* What the task asks:
Go through the listing below and gather every line with the word "Clone".

* Dataset rows:
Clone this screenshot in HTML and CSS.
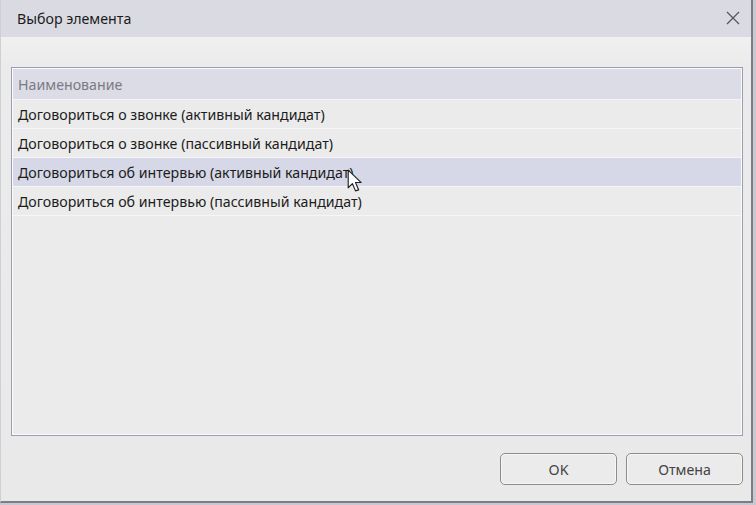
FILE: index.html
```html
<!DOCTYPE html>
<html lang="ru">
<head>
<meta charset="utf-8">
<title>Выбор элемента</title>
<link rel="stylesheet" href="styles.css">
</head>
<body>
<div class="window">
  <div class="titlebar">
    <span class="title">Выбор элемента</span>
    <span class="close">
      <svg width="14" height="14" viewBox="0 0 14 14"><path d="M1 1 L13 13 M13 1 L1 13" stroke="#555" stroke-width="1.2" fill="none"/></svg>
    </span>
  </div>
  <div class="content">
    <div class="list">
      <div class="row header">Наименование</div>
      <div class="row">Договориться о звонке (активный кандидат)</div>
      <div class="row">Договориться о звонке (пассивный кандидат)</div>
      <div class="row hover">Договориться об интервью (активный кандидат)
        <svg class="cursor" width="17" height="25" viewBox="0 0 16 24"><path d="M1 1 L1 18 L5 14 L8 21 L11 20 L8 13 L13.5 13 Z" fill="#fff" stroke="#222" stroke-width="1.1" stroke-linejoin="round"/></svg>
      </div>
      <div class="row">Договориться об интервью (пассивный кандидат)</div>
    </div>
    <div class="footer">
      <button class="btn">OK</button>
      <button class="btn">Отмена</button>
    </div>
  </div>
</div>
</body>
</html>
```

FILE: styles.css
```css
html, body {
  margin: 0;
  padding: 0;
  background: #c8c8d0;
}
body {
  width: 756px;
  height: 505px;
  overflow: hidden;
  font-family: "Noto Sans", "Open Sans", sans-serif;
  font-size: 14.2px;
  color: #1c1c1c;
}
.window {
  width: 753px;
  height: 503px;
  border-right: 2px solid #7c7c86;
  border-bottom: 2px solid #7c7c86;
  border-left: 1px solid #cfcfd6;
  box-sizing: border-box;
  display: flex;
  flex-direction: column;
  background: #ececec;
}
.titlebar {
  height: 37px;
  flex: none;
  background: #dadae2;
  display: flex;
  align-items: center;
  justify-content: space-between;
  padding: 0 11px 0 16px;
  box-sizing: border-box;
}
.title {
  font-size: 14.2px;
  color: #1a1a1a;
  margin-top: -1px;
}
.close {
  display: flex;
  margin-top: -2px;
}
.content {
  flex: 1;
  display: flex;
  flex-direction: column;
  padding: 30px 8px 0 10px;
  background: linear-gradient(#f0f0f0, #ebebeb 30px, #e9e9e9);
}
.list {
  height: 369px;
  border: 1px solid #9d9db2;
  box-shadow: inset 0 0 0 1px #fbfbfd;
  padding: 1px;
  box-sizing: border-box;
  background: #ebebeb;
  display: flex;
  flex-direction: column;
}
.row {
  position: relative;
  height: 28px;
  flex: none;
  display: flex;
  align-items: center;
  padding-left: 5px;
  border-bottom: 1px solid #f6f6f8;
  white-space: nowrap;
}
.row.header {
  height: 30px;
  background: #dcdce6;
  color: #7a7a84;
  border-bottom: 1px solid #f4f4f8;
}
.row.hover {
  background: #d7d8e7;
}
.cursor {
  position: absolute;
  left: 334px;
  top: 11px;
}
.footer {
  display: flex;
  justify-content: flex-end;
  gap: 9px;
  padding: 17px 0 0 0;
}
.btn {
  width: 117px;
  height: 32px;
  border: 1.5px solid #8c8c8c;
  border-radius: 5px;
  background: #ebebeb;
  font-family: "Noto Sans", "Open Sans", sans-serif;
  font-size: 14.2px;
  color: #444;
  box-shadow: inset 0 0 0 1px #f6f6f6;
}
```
==
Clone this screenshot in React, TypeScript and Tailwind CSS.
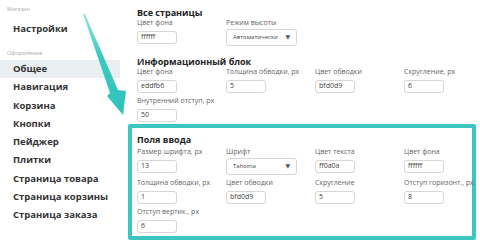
==
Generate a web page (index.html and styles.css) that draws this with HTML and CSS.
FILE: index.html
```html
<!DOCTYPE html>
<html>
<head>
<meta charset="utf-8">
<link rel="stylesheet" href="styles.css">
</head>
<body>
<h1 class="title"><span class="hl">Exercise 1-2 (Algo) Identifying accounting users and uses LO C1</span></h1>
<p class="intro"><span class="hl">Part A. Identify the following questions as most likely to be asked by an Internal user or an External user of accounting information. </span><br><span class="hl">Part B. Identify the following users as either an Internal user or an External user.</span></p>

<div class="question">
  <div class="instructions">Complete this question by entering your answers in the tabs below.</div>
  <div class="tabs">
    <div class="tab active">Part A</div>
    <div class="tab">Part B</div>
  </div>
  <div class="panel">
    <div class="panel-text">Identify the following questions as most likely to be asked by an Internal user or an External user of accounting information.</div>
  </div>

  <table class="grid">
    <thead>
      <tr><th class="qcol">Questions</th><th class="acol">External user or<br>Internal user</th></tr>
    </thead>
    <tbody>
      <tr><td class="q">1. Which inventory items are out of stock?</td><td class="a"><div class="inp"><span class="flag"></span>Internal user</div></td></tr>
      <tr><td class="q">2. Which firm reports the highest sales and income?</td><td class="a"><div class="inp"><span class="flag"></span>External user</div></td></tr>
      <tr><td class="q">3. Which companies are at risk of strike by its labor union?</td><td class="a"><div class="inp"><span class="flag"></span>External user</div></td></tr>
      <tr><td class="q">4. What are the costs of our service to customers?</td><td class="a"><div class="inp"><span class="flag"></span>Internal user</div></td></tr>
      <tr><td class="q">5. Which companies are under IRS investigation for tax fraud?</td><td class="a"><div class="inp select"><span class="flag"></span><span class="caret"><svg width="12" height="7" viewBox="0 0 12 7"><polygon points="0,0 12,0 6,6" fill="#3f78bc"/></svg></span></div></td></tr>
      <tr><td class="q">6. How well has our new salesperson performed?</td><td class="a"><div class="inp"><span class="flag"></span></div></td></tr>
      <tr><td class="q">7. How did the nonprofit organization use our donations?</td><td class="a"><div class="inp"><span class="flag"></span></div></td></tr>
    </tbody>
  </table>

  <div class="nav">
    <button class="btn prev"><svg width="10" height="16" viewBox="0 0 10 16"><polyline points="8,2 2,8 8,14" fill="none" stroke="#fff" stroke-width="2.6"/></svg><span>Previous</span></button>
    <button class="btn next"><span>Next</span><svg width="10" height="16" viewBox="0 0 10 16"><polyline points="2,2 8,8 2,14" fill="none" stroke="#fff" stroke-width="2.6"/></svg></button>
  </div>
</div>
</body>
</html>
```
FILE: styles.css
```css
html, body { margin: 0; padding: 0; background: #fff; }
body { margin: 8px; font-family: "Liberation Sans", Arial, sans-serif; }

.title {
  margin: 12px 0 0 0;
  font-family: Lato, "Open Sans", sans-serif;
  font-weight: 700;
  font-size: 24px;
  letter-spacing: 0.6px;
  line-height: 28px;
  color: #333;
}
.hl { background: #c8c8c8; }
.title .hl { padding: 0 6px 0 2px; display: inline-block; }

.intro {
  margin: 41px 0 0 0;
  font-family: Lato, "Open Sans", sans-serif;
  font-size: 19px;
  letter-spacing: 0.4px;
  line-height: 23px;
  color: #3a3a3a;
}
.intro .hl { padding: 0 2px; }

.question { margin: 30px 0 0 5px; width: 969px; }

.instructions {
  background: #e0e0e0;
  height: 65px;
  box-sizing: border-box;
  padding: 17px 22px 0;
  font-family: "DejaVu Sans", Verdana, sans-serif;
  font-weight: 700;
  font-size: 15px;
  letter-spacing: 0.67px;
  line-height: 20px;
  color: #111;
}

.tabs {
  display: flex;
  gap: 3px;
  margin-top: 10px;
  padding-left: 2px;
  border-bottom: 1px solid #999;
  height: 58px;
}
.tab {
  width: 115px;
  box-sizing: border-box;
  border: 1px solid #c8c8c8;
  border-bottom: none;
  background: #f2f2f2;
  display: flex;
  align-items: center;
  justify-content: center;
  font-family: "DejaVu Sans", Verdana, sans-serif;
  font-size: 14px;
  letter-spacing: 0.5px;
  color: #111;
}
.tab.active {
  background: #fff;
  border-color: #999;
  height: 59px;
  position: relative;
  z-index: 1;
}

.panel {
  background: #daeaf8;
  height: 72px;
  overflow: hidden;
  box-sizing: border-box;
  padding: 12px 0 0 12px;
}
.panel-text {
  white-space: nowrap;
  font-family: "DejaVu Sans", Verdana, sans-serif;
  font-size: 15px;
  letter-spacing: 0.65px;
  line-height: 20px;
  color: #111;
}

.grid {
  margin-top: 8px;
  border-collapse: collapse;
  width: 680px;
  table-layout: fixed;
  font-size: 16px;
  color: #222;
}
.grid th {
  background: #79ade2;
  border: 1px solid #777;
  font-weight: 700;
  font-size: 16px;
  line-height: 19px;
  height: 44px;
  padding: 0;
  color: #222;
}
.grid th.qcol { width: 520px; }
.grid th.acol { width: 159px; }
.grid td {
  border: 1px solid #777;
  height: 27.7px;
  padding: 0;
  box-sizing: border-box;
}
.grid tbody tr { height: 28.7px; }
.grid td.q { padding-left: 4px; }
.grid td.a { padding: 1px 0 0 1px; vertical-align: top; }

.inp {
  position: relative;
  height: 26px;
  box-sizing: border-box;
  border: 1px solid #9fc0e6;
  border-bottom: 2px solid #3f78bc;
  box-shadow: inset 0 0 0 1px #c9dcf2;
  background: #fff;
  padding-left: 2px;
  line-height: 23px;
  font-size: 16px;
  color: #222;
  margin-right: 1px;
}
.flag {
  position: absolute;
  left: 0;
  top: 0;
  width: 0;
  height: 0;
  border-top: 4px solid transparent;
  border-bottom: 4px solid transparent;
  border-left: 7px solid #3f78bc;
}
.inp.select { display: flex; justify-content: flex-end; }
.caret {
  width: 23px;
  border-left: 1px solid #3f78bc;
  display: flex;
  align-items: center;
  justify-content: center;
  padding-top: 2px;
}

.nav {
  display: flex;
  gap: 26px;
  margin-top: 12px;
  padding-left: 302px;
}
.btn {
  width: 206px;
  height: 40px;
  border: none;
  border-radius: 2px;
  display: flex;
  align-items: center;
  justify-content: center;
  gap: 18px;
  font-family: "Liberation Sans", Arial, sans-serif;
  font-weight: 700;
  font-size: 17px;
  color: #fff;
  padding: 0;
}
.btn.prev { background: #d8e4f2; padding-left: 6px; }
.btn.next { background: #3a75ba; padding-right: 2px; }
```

* Worked solution:
Clone this screenshot in HTML and CSS.
Clone this screenshot in React, TypeScript and Tailwind CSS.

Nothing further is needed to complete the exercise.